Putin has said he is ready to talk with Trump but voiced a hard-line stance on the potential peace negotiations on Ukraine. He has doubled down on Russia’s claim to occupied eastern Ukrainian territories and said that Moscow does not want a long-term ceasefire agreement but a “durable peace secured with guarantees for the Russian Federation and its citizens.”

Some Russia watchers expressed skepticism that Putin would agree to a ceasefire while his troops appear to have the initiative and would instead insist on Zelensky making painful concessions.

Putin said last June that Russia was willing to end the war if Ukraine renounced its NATO membership ambitions and withdrew from four regions that Russia partially occupied and enshrined in its Constitution as “new” territories. Ukraine dismissed these demands for months, describing them as tantamount to surrender.

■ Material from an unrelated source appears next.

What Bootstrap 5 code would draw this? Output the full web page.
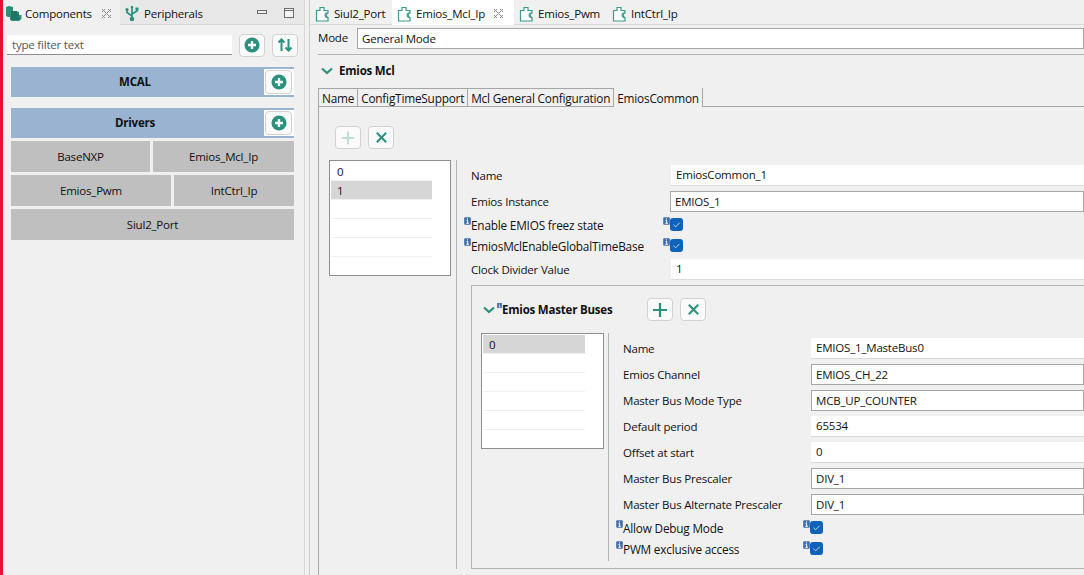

Trump’s advisers have talked about plans to end the war that would effectively cede large parts of Ukraine to Russia. The incoming president’s special envoy for Ukraine, Keith Kellogg, proposed a peace plan that calls for a quick ceasefire and negotiated settlement, implying essentially freezing the battlefield along the line of fighting.

Kellogg proposed tying U.S. aid to Kyiv’s participation in peace talks, while threatening to give Ukraine “everything it needs to kill in the field” if Moscow refuses to negotiate. The plan also suggests Russia might engage in talks if the United States delayed Ukraine’s NATO membership for an extended period.

During his annual phone-in with journalists in Moscow at the end of last year, Putin claimed he had not spoken to Trump in more than four years but stressed that he was “ready” to discuss the war with the incoming U.S. leader “at any time.”

President Joe Biden held a summit with Putin in June 2021 in Geneva. The three-hour meeting consisted largely of the two sides airing complaints about each other but was described as a success.

The tone of the Geneva summit contrasted with Putin’s dominance at the Helsinki summit with Trump in 2018, when the U.S. president expressed admiration for the Russian leader and shocked American intelligence officials by defying their findings and supporting Putin’s claim that Russia did not interfere in the 2016 presidential election. Trump met with Putin without officials, just an interpreter.

Ultimately, Putin’s high hopes for Trump delivered little for Moscow, and his reelection has been received coolly by the Russian officials who are wary of his unpredictably in foreign policy and speculate that he would approach the resolution of the war in Ukraine with the goal of projecting American geopolitical strength that would curb Russian ambitions.